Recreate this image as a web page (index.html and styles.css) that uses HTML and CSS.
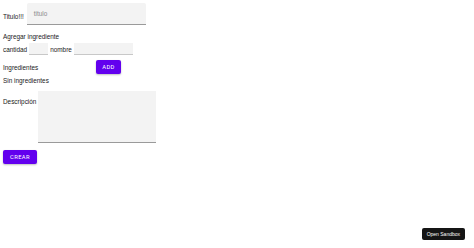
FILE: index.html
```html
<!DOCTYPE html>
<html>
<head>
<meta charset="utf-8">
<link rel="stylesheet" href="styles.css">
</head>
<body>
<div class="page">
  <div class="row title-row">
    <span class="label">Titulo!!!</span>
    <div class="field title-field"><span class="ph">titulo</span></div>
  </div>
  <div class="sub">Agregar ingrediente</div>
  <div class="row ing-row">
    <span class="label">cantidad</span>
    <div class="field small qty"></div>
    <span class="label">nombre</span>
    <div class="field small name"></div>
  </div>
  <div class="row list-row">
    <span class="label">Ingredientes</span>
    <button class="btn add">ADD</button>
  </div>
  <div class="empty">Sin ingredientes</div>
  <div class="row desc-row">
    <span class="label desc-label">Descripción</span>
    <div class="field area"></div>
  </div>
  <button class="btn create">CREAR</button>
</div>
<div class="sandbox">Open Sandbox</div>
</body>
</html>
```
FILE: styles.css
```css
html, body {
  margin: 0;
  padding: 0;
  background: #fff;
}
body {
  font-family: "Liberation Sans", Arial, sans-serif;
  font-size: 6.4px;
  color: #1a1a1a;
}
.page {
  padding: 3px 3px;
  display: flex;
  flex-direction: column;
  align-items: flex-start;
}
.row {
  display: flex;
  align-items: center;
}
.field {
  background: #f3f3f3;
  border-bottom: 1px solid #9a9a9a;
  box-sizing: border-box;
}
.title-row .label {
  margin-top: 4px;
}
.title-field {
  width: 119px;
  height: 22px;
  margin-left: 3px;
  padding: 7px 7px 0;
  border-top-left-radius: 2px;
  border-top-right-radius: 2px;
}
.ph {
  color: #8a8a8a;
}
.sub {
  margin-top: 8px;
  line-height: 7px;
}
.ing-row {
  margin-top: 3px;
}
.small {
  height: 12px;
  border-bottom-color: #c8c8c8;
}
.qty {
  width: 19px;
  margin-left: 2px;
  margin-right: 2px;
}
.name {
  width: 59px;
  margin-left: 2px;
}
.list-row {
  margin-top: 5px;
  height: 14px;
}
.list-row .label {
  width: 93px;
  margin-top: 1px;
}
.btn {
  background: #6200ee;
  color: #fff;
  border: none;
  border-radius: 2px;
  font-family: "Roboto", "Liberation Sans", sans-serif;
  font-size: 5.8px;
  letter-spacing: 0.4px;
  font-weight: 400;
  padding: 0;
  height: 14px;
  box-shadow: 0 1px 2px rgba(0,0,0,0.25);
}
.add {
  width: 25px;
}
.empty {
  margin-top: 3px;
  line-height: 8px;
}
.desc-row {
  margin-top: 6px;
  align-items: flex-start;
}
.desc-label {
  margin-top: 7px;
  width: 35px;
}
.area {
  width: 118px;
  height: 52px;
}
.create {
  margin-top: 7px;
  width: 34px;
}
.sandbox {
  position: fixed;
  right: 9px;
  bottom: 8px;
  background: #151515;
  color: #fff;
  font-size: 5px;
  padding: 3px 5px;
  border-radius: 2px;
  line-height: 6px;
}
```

• • • • • • •

- **Given instruction**: For this exercise, gather every line of the data that contains the word "styles".

- **Full answer**:
Recreate this image as a web page (index.html and styles.css) that uses HTML and CSS.
<link rel="stylesheet" href="styles.css">
FILE: styles.css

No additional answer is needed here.